Supplied records:
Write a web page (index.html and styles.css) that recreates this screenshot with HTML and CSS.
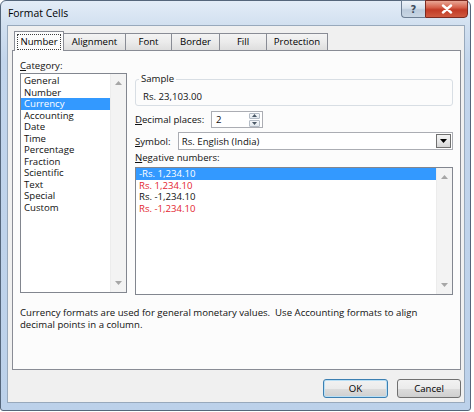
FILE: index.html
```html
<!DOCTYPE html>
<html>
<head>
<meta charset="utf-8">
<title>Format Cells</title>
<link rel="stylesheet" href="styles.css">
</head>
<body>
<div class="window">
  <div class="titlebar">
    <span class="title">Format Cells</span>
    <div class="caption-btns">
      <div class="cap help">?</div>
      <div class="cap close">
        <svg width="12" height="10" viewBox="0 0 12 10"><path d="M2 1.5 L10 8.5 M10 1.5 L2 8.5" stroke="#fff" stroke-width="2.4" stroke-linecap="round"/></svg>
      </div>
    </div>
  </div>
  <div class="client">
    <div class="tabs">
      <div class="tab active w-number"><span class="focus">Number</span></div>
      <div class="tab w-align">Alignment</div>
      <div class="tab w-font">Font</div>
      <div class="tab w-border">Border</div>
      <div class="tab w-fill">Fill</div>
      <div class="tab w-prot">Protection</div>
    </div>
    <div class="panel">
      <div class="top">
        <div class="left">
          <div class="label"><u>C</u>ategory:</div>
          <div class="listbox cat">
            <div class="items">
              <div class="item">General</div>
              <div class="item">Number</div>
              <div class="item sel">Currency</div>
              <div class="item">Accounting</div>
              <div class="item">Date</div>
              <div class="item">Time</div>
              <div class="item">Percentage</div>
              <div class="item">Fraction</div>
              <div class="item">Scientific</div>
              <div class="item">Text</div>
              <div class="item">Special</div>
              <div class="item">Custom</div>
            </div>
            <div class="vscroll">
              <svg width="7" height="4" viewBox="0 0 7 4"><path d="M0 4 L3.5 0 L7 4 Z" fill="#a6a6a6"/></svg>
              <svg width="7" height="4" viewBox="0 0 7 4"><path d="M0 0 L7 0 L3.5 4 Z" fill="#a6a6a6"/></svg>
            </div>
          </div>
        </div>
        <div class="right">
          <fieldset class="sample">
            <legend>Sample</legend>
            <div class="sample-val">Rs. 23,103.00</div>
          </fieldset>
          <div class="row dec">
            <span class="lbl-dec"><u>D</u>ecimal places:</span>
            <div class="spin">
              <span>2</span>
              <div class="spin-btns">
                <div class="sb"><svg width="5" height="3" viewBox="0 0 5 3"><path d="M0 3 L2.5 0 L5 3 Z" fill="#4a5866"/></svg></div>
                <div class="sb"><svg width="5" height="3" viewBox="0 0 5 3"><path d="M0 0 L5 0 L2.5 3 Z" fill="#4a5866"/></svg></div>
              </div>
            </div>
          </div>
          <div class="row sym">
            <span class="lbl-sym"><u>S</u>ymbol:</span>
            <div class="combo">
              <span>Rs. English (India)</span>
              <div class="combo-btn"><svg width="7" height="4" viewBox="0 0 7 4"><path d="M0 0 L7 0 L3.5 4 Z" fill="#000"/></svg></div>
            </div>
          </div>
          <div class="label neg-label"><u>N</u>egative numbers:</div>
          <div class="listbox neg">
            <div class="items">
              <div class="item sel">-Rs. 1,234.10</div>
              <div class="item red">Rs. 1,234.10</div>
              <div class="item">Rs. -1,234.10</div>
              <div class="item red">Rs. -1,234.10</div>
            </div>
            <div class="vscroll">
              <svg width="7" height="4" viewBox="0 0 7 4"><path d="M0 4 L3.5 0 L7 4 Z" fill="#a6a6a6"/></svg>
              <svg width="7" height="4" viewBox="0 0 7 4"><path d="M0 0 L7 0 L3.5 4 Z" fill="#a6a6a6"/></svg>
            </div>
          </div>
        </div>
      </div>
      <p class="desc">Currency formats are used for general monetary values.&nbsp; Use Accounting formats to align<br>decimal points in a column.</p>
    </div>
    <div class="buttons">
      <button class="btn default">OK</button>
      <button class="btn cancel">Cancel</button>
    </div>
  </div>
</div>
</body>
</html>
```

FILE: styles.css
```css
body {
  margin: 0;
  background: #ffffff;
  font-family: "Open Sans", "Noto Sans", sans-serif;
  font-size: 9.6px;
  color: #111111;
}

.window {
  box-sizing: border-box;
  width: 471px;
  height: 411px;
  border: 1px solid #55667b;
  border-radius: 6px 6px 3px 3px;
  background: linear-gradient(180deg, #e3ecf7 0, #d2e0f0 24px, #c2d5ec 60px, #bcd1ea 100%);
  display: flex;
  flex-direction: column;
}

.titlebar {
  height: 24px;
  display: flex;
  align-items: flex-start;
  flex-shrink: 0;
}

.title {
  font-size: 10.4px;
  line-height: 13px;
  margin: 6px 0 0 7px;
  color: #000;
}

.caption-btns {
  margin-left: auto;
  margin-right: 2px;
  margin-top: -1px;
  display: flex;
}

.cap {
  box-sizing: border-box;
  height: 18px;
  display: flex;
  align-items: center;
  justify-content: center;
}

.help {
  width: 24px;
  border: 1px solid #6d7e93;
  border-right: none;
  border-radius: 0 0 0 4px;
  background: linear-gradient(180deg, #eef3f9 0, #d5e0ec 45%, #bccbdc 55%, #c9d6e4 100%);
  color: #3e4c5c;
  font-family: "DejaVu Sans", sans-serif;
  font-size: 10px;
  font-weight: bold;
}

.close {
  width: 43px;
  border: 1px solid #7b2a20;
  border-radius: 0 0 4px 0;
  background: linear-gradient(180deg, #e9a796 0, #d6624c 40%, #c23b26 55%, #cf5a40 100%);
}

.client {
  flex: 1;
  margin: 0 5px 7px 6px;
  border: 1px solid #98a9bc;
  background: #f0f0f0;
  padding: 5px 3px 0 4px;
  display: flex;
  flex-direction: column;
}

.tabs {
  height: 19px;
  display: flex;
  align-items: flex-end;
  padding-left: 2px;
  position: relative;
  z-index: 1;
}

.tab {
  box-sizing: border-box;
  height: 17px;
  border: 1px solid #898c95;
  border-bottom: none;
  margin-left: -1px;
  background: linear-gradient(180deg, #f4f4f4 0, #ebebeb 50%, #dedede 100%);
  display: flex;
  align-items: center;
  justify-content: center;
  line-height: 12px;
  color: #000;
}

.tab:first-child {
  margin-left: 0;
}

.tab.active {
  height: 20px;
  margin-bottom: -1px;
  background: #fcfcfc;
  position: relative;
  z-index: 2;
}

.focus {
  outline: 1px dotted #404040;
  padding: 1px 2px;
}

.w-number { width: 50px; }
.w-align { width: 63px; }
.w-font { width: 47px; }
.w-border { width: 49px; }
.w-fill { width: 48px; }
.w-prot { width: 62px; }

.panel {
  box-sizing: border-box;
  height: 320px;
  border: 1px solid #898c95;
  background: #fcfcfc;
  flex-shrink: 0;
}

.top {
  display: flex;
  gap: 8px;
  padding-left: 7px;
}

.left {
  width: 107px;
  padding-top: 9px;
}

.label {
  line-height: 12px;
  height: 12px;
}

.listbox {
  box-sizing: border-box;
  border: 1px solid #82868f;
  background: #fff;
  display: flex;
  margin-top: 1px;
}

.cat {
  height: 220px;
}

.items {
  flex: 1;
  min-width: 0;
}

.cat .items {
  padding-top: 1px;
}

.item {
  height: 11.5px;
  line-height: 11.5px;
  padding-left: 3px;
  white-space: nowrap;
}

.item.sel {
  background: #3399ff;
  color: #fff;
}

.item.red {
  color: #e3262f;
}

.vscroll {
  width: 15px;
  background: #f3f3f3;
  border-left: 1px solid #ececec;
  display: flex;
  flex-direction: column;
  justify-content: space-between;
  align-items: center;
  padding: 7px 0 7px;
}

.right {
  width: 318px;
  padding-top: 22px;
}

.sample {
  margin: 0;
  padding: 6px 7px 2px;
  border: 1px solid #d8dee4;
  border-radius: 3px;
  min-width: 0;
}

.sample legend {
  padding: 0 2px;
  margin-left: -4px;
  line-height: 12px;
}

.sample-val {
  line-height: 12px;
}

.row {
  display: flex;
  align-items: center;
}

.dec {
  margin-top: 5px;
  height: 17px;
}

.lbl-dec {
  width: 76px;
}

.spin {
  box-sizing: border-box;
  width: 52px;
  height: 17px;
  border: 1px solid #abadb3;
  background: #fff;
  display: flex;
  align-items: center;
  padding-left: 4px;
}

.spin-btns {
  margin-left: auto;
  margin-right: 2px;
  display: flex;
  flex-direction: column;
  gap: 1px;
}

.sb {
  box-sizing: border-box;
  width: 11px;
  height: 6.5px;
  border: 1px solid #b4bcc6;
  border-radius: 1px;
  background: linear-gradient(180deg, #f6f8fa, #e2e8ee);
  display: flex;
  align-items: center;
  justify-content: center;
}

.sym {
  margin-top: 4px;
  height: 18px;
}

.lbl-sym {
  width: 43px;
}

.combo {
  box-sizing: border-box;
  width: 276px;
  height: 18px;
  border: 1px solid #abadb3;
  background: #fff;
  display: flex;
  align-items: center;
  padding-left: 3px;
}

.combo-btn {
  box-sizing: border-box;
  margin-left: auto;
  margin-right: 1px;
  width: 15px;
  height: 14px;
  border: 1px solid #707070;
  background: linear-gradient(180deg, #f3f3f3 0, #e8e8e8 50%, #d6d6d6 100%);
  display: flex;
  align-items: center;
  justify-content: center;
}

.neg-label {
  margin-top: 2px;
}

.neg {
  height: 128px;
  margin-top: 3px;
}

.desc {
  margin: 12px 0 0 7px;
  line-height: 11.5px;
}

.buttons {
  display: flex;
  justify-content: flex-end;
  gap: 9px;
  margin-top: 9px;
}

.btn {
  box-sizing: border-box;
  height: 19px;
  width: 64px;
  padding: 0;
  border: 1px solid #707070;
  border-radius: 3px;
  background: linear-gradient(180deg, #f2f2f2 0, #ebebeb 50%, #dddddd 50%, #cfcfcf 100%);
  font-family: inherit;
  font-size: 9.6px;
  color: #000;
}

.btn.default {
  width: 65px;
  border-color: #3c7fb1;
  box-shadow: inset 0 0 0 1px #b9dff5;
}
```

* * *

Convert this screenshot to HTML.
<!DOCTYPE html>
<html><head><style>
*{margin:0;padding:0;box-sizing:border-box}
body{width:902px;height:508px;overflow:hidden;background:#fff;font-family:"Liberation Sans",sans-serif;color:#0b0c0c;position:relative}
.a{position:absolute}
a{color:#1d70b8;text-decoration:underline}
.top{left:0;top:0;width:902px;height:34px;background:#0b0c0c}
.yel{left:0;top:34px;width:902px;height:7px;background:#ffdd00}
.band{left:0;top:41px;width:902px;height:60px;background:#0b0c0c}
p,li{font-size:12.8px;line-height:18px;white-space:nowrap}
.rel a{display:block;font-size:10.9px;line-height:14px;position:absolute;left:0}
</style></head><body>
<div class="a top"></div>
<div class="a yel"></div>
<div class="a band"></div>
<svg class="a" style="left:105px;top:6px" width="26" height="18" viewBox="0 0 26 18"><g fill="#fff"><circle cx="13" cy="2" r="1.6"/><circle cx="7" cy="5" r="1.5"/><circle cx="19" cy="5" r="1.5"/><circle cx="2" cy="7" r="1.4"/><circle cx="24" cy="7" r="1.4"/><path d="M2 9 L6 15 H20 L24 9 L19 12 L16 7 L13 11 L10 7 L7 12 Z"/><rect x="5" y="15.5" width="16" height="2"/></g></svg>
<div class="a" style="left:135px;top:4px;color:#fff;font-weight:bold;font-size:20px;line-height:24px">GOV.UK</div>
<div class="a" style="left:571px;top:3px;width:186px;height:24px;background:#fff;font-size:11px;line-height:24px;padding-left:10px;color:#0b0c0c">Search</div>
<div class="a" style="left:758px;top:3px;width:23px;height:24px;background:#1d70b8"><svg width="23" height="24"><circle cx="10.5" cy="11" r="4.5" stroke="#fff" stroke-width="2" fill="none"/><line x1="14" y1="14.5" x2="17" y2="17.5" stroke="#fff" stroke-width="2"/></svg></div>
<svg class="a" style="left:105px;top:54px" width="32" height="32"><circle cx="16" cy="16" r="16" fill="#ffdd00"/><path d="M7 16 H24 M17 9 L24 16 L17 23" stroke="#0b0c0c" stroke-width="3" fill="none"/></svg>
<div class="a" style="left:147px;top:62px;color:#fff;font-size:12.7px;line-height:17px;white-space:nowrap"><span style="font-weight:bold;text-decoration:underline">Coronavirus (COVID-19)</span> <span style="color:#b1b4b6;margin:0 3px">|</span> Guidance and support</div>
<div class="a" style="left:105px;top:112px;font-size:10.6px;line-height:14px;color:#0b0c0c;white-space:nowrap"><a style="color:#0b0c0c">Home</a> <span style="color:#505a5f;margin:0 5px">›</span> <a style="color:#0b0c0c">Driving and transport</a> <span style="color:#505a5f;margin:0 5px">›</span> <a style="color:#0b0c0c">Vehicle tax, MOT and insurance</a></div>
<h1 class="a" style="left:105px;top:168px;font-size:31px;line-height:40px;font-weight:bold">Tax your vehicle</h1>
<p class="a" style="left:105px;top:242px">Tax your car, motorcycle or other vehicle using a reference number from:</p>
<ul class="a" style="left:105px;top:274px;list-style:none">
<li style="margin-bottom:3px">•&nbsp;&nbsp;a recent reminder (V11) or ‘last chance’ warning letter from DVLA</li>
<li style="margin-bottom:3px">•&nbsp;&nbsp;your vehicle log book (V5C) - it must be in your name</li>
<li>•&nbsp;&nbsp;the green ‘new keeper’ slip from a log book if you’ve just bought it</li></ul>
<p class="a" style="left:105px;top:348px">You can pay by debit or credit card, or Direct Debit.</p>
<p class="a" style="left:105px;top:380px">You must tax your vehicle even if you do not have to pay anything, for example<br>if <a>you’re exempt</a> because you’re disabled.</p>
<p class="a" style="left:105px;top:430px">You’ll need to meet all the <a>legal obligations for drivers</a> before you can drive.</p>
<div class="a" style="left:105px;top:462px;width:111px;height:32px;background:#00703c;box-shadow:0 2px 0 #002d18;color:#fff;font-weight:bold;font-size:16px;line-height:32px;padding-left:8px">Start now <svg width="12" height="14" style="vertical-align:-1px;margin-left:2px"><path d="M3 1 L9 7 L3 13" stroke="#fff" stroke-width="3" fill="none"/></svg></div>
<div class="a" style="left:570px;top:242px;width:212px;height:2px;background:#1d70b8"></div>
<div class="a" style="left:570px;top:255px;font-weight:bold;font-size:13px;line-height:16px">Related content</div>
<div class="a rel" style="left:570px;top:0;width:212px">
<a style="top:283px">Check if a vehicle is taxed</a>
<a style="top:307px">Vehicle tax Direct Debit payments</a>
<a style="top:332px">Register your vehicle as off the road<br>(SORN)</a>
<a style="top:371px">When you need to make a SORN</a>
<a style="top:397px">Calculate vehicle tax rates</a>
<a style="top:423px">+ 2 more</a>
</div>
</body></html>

Short exercise: In the records shown above, how many lines include the word "index"? Answer with the number only.

Task output: 4